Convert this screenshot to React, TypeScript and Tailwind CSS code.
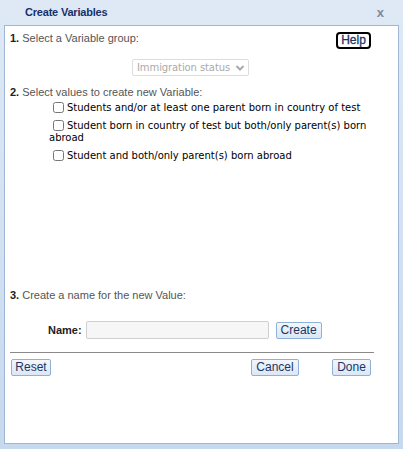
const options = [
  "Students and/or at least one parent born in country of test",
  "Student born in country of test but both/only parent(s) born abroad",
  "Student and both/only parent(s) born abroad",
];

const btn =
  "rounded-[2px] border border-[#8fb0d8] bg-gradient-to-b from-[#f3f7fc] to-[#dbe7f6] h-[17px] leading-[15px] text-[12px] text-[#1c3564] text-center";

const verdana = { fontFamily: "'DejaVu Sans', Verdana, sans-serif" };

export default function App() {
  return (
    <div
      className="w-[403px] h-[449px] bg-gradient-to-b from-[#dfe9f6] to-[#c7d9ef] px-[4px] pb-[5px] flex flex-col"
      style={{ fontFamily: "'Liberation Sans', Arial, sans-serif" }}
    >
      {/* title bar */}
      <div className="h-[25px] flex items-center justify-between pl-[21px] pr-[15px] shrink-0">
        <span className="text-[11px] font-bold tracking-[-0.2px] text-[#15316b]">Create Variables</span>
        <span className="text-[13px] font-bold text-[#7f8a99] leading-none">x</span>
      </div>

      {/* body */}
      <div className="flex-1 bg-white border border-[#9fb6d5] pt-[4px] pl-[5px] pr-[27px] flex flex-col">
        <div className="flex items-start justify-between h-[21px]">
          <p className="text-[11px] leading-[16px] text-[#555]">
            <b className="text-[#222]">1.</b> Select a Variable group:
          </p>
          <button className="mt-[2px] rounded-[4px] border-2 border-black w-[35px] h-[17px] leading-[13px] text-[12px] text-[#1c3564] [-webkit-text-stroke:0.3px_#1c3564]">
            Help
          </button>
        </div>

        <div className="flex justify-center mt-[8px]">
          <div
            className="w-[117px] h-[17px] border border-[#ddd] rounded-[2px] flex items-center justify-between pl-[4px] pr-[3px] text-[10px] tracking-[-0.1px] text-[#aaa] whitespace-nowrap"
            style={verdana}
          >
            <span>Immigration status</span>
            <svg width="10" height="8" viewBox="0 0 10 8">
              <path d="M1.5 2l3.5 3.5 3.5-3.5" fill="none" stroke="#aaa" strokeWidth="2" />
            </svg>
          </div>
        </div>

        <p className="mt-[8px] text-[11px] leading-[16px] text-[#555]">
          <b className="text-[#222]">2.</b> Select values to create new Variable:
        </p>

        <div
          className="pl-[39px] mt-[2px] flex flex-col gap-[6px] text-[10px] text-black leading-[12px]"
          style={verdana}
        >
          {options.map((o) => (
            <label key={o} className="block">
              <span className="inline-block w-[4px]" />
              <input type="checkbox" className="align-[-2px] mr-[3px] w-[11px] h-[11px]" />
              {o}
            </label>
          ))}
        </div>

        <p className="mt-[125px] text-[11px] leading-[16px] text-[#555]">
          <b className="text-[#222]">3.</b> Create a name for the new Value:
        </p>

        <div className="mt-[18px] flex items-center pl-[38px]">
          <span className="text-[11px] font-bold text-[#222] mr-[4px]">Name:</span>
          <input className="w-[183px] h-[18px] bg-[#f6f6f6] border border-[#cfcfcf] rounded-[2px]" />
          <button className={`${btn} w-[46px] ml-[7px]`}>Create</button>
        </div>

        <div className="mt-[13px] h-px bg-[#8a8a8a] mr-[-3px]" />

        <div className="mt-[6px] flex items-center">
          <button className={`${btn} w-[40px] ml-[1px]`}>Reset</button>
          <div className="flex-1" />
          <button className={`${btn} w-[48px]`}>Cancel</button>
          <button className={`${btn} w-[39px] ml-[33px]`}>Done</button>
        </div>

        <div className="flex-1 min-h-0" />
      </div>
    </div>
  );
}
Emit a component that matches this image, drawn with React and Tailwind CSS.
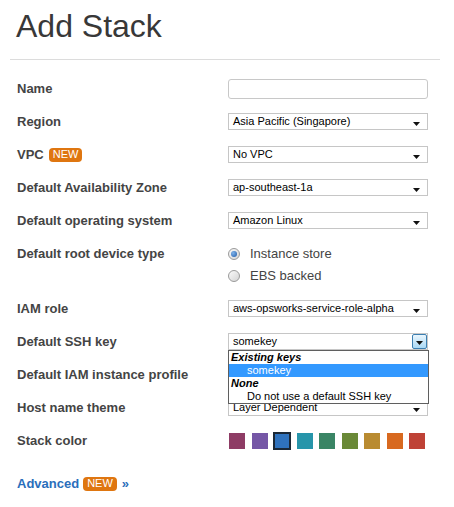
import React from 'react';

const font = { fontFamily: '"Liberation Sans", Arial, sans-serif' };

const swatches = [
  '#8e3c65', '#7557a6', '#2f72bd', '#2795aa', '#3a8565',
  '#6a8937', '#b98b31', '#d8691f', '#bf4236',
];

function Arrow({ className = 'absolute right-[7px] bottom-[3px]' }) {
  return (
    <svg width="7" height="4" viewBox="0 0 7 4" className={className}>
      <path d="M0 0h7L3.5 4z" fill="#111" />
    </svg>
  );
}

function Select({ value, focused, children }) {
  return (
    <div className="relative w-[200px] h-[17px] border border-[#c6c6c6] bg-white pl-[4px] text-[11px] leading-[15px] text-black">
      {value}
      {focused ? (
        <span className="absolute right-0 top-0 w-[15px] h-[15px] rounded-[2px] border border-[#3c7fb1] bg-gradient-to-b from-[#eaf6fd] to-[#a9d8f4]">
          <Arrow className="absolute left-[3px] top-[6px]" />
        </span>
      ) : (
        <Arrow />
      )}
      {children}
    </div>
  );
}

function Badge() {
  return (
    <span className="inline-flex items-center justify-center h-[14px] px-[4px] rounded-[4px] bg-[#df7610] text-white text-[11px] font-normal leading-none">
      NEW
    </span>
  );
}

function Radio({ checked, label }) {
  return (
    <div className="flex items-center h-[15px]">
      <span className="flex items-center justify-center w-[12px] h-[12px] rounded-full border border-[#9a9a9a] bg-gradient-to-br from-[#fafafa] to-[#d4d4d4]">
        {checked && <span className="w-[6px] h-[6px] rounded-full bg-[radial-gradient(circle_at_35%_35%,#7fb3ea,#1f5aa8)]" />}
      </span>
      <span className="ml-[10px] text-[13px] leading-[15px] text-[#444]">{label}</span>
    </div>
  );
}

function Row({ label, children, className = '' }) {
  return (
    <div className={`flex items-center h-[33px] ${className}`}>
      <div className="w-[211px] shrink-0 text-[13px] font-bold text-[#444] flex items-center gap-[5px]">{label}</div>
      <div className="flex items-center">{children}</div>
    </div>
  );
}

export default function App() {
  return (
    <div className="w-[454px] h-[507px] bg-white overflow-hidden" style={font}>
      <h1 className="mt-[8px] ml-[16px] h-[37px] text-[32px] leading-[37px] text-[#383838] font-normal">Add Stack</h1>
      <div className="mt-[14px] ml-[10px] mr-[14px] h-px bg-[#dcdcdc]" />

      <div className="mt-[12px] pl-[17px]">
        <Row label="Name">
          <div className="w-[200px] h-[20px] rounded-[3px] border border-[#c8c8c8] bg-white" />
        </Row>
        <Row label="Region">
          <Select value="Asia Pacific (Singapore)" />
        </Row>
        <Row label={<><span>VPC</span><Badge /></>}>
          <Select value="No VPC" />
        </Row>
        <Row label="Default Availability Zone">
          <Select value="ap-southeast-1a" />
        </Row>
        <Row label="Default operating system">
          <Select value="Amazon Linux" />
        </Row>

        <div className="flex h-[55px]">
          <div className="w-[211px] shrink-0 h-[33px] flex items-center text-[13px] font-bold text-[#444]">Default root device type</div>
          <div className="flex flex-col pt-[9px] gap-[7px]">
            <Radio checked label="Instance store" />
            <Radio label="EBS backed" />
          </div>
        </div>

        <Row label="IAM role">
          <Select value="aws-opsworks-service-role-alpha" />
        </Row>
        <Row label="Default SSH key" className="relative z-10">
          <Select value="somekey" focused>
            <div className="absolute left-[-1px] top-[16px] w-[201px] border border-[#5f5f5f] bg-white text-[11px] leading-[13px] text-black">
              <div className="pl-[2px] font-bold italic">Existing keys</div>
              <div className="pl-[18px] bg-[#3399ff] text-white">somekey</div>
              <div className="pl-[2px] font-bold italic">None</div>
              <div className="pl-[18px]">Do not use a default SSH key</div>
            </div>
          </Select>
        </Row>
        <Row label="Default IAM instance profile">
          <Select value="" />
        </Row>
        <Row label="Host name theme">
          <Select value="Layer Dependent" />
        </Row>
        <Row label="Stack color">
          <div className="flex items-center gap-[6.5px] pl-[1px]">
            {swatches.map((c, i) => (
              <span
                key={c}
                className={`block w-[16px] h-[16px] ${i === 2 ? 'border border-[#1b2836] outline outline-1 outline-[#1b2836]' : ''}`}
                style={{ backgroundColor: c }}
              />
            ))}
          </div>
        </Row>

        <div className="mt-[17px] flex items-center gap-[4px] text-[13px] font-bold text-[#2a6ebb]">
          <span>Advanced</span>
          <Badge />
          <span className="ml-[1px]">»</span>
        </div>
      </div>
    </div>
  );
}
——————————
Read through the lines above and collect those that contain the string "Tailwind".

Convert this screenshot to React, TypeScript and Tailwind CSS code.
Emit a component that matches this image, drawn with React and Tailwind CSS.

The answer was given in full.